La polémique déclenchée à l’occasion de l’attribution du Prix de l’Équerre d’argent décerné par le Groupe Le Moniteur aux architectes Nathalie Franck et Yves Ballot pour la restructuration et l’extension du groupe scolaire Nuyens à Bordeaux (1), nous propose un nouvel avatar de la faible maturité intellectuelle du milieu architectural français et plus précisément de son nombrilisme.
Encore est-on poli en parlant de polémique alors que, le ton montant, le débat s’apparente plus simplement à un règlement de compte où les bons mots et sous-entendus volent bas, comme les propos condescendants pour qualifier un "bâtiment rangé, bien fini", réalisé par des "professionnels consciencieux" (sic), donnant à voir, hélas, tout l’égotisme de cette profession.
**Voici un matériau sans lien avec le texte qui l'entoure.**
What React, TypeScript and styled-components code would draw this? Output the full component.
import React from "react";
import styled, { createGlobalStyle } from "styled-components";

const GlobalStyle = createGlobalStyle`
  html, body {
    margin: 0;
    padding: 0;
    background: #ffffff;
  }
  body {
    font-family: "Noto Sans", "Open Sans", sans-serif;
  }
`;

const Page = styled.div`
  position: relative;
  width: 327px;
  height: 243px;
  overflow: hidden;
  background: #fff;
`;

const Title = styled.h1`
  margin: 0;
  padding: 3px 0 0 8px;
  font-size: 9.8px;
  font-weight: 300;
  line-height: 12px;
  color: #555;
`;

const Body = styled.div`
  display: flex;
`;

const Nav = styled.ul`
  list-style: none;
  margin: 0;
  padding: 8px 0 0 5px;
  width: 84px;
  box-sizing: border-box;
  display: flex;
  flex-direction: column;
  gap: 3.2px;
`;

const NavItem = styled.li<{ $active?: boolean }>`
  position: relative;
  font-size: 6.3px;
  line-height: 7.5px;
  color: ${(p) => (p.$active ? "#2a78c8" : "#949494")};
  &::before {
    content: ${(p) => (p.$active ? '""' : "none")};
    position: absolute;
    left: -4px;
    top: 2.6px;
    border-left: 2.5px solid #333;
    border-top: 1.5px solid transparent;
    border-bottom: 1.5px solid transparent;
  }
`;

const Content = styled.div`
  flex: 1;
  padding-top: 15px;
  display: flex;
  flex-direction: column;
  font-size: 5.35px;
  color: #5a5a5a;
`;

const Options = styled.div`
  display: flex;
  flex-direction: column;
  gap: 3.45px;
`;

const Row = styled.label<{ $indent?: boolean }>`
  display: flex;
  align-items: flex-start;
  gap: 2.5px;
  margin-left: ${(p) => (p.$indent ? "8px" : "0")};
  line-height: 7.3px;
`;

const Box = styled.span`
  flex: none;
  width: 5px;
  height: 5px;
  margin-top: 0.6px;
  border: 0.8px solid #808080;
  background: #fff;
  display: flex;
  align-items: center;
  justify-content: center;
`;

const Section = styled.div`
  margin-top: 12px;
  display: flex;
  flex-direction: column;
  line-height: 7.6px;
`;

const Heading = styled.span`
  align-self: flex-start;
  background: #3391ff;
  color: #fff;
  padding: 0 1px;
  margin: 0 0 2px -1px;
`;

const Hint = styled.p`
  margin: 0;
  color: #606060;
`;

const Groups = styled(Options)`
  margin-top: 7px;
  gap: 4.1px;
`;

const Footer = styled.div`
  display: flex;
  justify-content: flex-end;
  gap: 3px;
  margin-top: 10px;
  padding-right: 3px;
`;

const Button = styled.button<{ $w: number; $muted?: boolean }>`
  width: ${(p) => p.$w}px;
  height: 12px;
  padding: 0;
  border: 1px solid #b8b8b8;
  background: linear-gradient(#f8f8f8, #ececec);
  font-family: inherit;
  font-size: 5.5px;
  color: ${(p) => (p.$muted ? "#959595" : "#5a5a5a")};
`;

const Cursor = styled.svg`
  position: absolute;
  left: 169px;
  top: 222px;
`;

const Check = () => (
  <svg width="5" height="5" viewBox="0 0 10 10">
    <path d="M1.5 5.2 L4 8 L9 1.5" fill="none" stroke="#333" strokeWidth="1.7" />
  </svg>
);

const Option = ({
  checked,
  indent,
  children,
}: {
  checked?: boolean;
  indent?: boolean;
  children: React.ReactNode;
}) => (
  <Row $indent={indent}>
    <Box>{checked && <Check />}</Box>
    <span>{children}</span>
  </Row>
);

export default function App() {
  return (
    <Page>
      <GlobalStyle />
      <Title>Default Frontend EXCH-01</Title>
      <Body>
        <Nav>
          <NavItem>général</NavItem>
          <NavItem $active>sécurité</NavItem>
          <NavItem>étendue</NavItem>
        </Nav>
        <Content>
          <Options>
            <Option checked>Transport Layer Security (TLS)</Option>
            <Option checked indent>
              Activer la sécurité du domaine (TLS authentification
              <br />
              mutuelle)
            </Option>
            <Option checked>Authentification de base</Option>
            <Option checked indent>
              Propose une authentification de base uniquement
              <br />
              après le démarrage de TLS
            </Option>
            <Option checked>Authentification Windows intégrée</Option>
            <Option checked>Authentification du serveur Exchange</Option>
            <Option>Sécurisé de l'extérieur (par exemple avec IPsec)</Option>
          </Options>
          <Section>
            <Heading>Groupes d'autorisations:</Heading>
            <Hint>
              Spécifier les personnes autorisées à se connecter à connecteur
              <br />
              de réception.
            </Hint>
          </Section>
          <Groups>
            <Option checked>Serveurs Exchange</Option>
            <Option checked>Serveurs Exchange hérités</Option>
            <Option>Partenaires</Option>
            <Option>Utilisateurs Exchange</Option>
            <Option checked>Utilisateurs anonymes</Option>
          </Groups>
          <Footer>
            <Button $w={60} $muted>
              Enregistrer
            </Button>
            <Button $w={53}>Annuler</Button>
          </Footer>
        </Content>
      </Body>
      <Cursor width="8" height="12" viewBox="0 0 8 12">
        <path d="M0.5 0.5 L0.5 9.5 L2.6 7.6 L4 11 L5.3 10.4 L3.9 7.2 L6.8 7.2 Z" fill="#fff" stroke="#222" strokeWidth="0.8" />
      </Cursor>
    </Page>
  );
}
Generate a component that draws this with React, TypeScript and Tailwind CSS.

En faut-il des rancoeurs et des frustrations pour en arriver là !
Rappelons qu’il s’agit d’une réaction d’architectes en forme de déception ou de pétition (2), réunissant des signatures "représentatives de l’architecture française la plus créative" (certains d’entre eux nominés pour ce prix), engagée à l’encontre, moins du projet primé que de ce qu’il signifie selon eux, c’est-à-dire la validation d’une architecture qualifiée d’invisible, de quotidienne, récompensant, selon les mots de F. Edelmann, "des bâtiments modestes et discrets, signés par des architectes inconnus". Glacial !
Le jury ayant souhaité privilégier ces dimensions-là, provoquant ainsi l’ire des tenants de l’autre, la visible, la démonstrative, celle qui se vend facilement dans toutes les rédactions et qui d’une certaine façon nous est devenue académique… et quotidienne !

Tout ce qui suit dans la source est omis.